Policy and procedures are for a complicated world that can be made more efficient by proceduralising everything, where command and control is the most efficient organisation structure.

However as we move deeper into the 21st century we know that this in fact will be the “chains” of command instead of the concept of “chain of command”.

It should come as a little surprise that when organisations face a VUCA (Volatile, Uncertain, Complex, and Ambiguous) environment, they install matrix organisations. This can be very disconcerting for those in the organisation who want to know who their boss is and absolutely liberating for those with a growth mindset who want to take ownership and accountability for their actions.

One of the classic issues with command and control hierarchies is that organisational decision-making is driven to the top, so ultimately no one ends up accountable. This is evidenced by documents that are called names like “delegations of authority”.

In political subversive organisations, a smart operator will defer all important decisions on to their boss, who in turn will defer to their boss. You will know this as “cover your ass” syndrome. No one is ever to blame!

The typical organisational response to this is to install a performance review process that is intended to make people accountable and drive business performance. It in fact does exactly the opposite in a VUCA world.

There is no wonder so many large corporations like Cisco, Adobe, and Deloitte are doing away with yearly objective setting and forced ranking review.

The main issue is that so much time and effort is put into this process for little or no reward. It is counterproductive in fostering a culture of collaboration and innovation.

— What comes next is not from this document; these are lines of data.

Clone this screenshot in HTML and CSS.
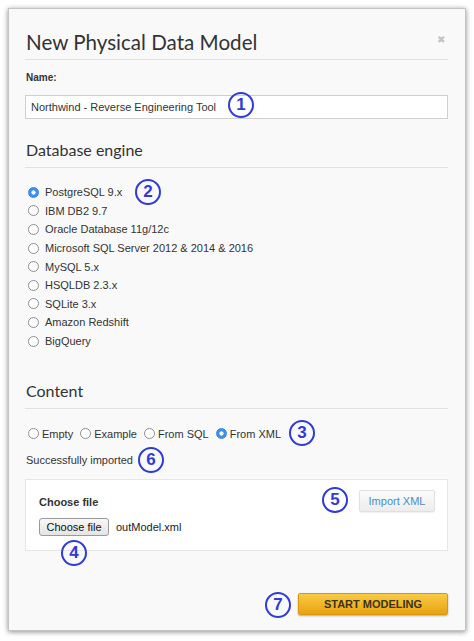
FILE: index.html
```html
<!DOCTYPE html>
<html>
<head>
<meta charset="utf-8">
<link rel="stylesheet" href="styles.css">
</head>
<body>
<div class="modal">
  <div class="header">
    <h1 class="title">New Physical Data Model</h1>
    <span class="close">&#x2716;</span>
  </div>

  <div class="label">Name:</div>
  <input class="name-input" type="text" value="Northwind - Reverse Engineering Tool">

  <h2 class="section">Database engine</h2>
  <div class="engine-list">
    <label class="opt"><input type="radio" name="db" checked><span>PostgreSQL 9.x</span></label>
    <label class="opt"><input type="radio" name="db"><span>IBM DB2 9.7</span></label>
    <label class="opt"><input type="radio" name="db"><span>Oracle Database 11g/12c</span></label>
    <label class="opt"><input type="radio" name="db"><span>Microsoft SQL Server 2012 &amp; 2014 &amp; 2016</span></label>
    <label class="opt"><input type="radio" name="db"><span>MySQL 5.x</span></label>
    <label class="opt"><input type="radio" name="db"><span>HSQLDB 2.3.x</span></label>
    <label class="opt"><input type="radio" name="db"><span>SQLite 3.x</span></label>
    <label class="opt"><input type="radio" name="db"><span>Amazon Redshift</span></label>
    <label class="opt"><input type="radio" name="db"><span>BigQuery</span></label>
  </div>

  <h2 class="section section-content">Content</h2>
  <div class="content-row">
    <label class="copt"><input type="radio" name="ct"><span>Empty</span></label>
    <label class="copt"><input type="radio" name="ct"><span>Example</span></label>
    <label class="copt"><input type="radio" name="ct"><span>From SQL</span></label>
    <label class="copt"><input type="radio" name="ct" checked><span>From XML</span></label>
  </div>
  <div class="status">Successfully imported</div>

  <div class="panel">
    <div class="panel-top">
      <span class="panel-label">Choose file</span>
      <button class="import-btn">Import XML</button>
    </div>
    <div class="file-row">
      <button class="file-btn">Choose file</button>
      <span class="file-name">outModel.xml</span>
    </div>
  </div>

  <div class="footer">
    <button class="start-btn">START MODELING</button>
  </div>

  <span class="mark m1">1</span>
  <span class="mark m2">2</span>
  <span class="mark m3">3</span>
  <span class="mark m4">4</span>
  <span class="mark m5">5</span>
  <span class="mark m6">6</span>
  <span class="mark m7">7</span>
</div>
</body>
</html>
```

FILE: styles.css
```css
html, body {
  margin: 0;
  padding: 0;
  background: #ffffff;
}

body {
  font-family: "Liberation Sans", Arial, sans-serif;
  color: #333;
}

.modal {
  position: relative;
  box-sizing: border-box;
  width: 458px;
  margin: 8px;
  padding: 19px 17px 15px 16px;
  background: #f9f9f9;
  border: 1px solid #c4c4c4;
  box-shadow: 0 1px 5px rgba(0, 0, 0, 0.45);
  display: flex;
  flex-direction: column;
}

.header {
  display: flex;
  justify-content: space-between;
  align-items: center;
  padding-bottom: 3px;
  border-bottom: 1px solid #e2e2e2;
}

.title {
  margin: 0;
  font-family: "Lato", "Open Sans", sans-serif;
  font-weight: 400;
  font-size: 20.6px;
  line-height: 28px;
  color: #333;
  padding-left: 1px;
}

.close {
  font-size: 10px;
  color: #c4c4c4;
  margin-right: 3px;
  margin-top: -6px;
}

.label {
  margin-top: 11px;
  font-size: 10px;
  font-weight: bold;
  line-height: 14px;
  color: #333;
  padding-left: 1px;
}

.name-input {
  margin: 10px 0 0 0;
  box-sizing: border-box;
  height: 24px;
  width: 100%;
  border: 1px solid #cfcfcf;
  background: #fff;
  padding: 0 5px;
  font-family: "Liberation Sans", Arial, sans-serif;
  font-size: 11px;
  color: #333;
  outline: none;
}

.section {
  margin: 19px 0 0 0;
  font-family: "Lato", "Open Sans", sans-serif;
  font-weight: 400;
  font-size: 16px;
  line-height: 24px;
  color: #333;
  padding: 0 0 5px 1px;
  border-bottom: 1px solid #e2e2e2;
}

.section-content {
  margin-top: 29px;
}

.engine-list {
  margin-top: 15px;
  display: flex;
  flex-direction: column;
}

input[type="radio"] {
  -webkit-appearance: none;
  appearance: none;
  box-sizing: border-box;
  width: 11px;
  height: 11px;
  margin: 0;
  border: 1px solid #8f8f8f;
  border-radius: 50%;
  background: #fff;
  flex: none;
}

input[type="radio"]:checked {
  border-color: #3a82e8;
  background: radial-gradient(circle, #ffffff 0 1.8px, #3d8ef5 2.4px);
}

.opt {
  display: flex;
  align-items: center;
  height: 18.6px;
  font-size: 11px;
  color: #333;
}

.opt input {
  margin-left: 3px;
  margin-right: 6px;
}

.content-row {
  margin-top: 15px;
  display: flex;
  align-items: center;
  height: 18.6px;
  gap: 7px;
}

.copt {
  display: flex;
  align-items: center;
  font-size: 11px;
  color: #333;
}

.copt input {
  margin-right: 3px;
}

.copt:first-child input {
  margin-left: 3px;
}

.status {
  margin-top: 8px;
  font-size: 11px;
  line-height: 18.6px;
  padding-left: 1px;
  color: #333;
}

.panel {
  margin-top: 9px;
  background: #fff;
  border: 1px solid #e6e6e6;
  padding: 10px 12px 14px 13px;
  display: flex;
  flex-direction: column;
}

.panel-top {
  display: flex;
  justify-content: space-between;
  align-items: center;
}

.panel-label {
  font-size: 11px;
  font-weight: bold;
  color: #333;
  margin-top: 2px;
}

.import-btn {
  box-sizing: border-box;
  width: 76px;
  height: 22px;
  padding: 0;
  border: 1px solid #e0e0e0;
  border-radius: 2px;
  background: linear-gradient(#fbfbfb, #ededed);
  box-shadow: 0 1px 1px rgba(0, 0, 0, 0.06);
  font-family: "Liberation Sans", Arial, sans-serif;
  font-size: 11px;
  color: #4a8ec4;
}

.file-row {
  margin-top: 6px;
  display: flex;
  align-items: center;
  gap: 7px;
}

.file-btn {
  box-sizing: border-box;
  width: 70px;
  height: 18px;
  padding: 0;
  border: 1px solid #9a9a9a;
  border-radius: 3px;
  background: linear-gradient(#f7f7f7, #e4e4e4);
  font-family: "Liberation Sans", Arial, sans-serif;
  font-size: 11px;
  color: #111;
}

.file-name {
  font-size: 11px;
  color: #222;
}

.footer {
  margin-top: 42px;
  display: flex;
  justify-content: flex-end;
}

.start-btn {
  box-sizing: border-box;
  width: 150px;
  height: 22px;
  padding: 0;
  border: 1px solid #d9990f;
  border-radius: 2px;
  background: linear-gradient(#f8cb45, #e9a210);
  box-shadow: 0 1px 2px rgba(0, 0, 0, 0.3);
  font-family: "Liberation Sans", Arial, sans-serif;
  font-size: 11px;
  font-weight: bold;
  color: #3a3318;
}

.mark {
  position: absolute;
  box-sizing: border-box;
  width: 26px;
  height: 26px;
  border: 2px solid #2f3bd9;
  border-radius: 50%;
  color: #2f3bd9;
  font-family: "Liberation Sans", Arial, sans-serif;
  font-weight: bold;
  font-size: 17px;
  line-height: 22px;
  text-align: center;
}

.m1 { left: 219px; top: 83px; }
.m2 { left: 126px; top: 170px; }
.m3 { left: 280px; top: 411px; }
.m4 { left: 52px; top: 531px; }
.m5 { left: 313px; top: 478px; }
.m6 { left: 129px; top: 438px; }
.m7 { left: 256px; top: 583px; }
```
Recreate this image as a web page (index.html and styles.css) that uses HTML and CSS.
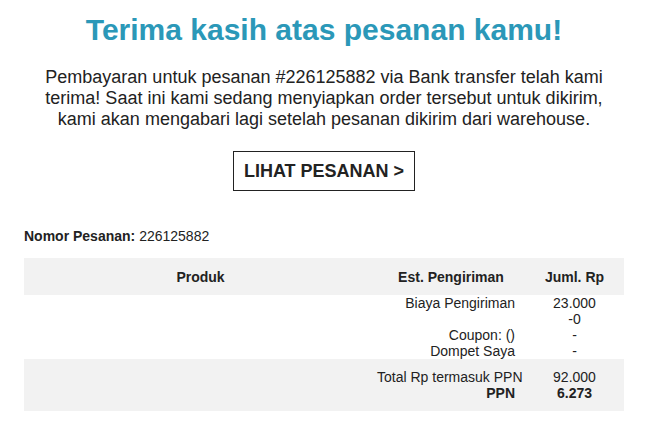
FILE: index.html
```html
<!DOCTYPE html>
<html lang="id">
<head>
<meta charset="utf-8">
<link rel="stylesheet" href="styles.css">
</head>
<body>
<div class="page">
  <h1 class="title">Terima kasih atas pesanan kamu!</h1>
  <p class="intro">Pembayaran untuk pesanan #226125882 via Bank transfer telah kami terima! Saat ini kami sedang menyiapkan order tersebut untuk dikirim, kami akan mengabari lagi setelah pesanan dikirim dari warehouse.</p>
  <div class="btn-wrap"><a class="btn" href="#">LIHAT PESANAN &gt;</a></div>
  <p class="order-no"><strong>Nomor Pesanan:</strong> 226125882</p>
  <table class="order">
    <thead>
      <tr>
        <th class="c-prod">Produk</th>
        <th class="c-ship">Est. Pengiriman</th>
        <th class="c-amt">Juml. Rp</th>
      </tr>
    </thead>
    <tbody>
      <tr>
        <td></td>
        <td class="lbl">Biaya Pengiriman</td>
        <td class="val">23.000<br>-0</td>
      </tr>
      <tr>
        <td></td>
        <td class="lbl">Coupon: ()</td>
        <td class="val">-</td>
      </tr>
      <tr>
        <td></td>
        <td class="lbl">Dompet Saya</td>
        <td class="val">-</td>
      </tr>
    </tbody>
    <tfoot>
      <tr class="first">
        <td></td>
        <td class="lbl">Total Rp termasuk PPN</td>
        <td class="val">92.000</td>
      </tr>
      <tr class="last">
        <td></td>
        <td class="lbl bold">PPN</td>
        <td class="val bold">6.273</td>
      </tr>
    </tfoot>
  </table>
</div>
</body>
</html>
```

FILE: styles.css
```css
html, body {
  margin: 0;
  padding: 0;
  background: #fff;
}
body {
  font-family: "Liberation Sans", Arial, sans-serif;
  color: #222;
}
.page {
  padding: 0 26px 0 24px;
}
.title {
  margin: 0;
  padding-top: 12px;
  font-size: 30px;
  line-height: 36px;
  font-weight: bold;
  color: #2b98b8;
  text-align: center;
}
.intro {
  margin: 19px 0 0;
  font-size: 18px;
  line-height: 21px;
  text-align: center;
}
.btn-wrap {
  display: flex;
  justify-content: center;
  margin-top: 21px;
}
.btn {
  display: block;
  border: 1px solid #222;
  padding: 9px 10px;
  font-size: 18px;
  line-height: 20px;
  font-weight: bold;
  color: #222;
  text-decoration: none;
}
.order-no {
  margin: 37px 0 0;
  font-size: 14px;
  line-height: 16px;
}
.order {
  margin-top: 14px;
  width: 600px;
  border-collapse: collapse;
  table-layout: fixed;
  font-size: 14px;
  line-height: 16px;
}
.order th {
  background: #f2f2f2;
  font-size: 14px;
  font-weight: bold;
  height: 37px;
  padding: 0;
  text-align: center;
}
.c-prod { width: 353px; }
.c-ship { width: 148px; }
.c-amt { width: 99px; }
.order td {
  padding: 0;
  vertical-align: top;
}
.order td.lbl {
  text-align: right;
  padding-right: 10px;
  white-space: nowrap;
}
.order td.val {
  text-align: center;
}
.order tfoot td { background: #f2f2f2; }
.order tfoot tr.first td { padding-top: 10px; }
.order tfoot tr.last td { padding-bottom: 10px; }
.bold { font-weight: bold; }
```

You are actually setting your people up in competition with each other!

You divert their focus and attention away from value-creating activities to fighting for performance ranking that might give them a pay rise improvement of a couple of percent at best.

People who think like owners don’t do that.

They are not motivated by the financial reward per se but as Dan Pink refers to in his book Drive (Random House 2009), a potent combination of autonomy, mastery, and purpose drives the intrinsic motivation of your workers in the conceptual age. The carrot-and-stick approach (i.e. performance review) does not work.

Pink’s research showed that the more money you paid someone the less they performed. This intrinsic approach to motivation allows them to think like owners and adopt a growth mindset.

The concept of a growth mindset has become quite popular in recent times. Dr Carol Dweck (HBR Jan 2016) briefly sums up the findings as such: Individuals who believe their talents can be developed (through hard work, good strategies, and input from others) have a growth mindset.

They tend to achieve more than those with a more fixed mindset (those who believe their talents are innate gifts). This is because they worry less about looking smart and they put more energy into learning.

When entire companies embrace a growth mindset, their employees report feeling far more empowered and committed; they also receive far greater organisational support for collaboration and innovation. In contrast, people at primarily fixed mindset companies report more of only one thing: Cheating and deception among employees, presumably to gain an advantage in the talent race.

I’m sorry to hear if some of this is resonating with what you know to be true in your organisation. High-performance teams only exist when individual performers have each other’s backs. It can’t exist when they are putting knives in each other’s backs.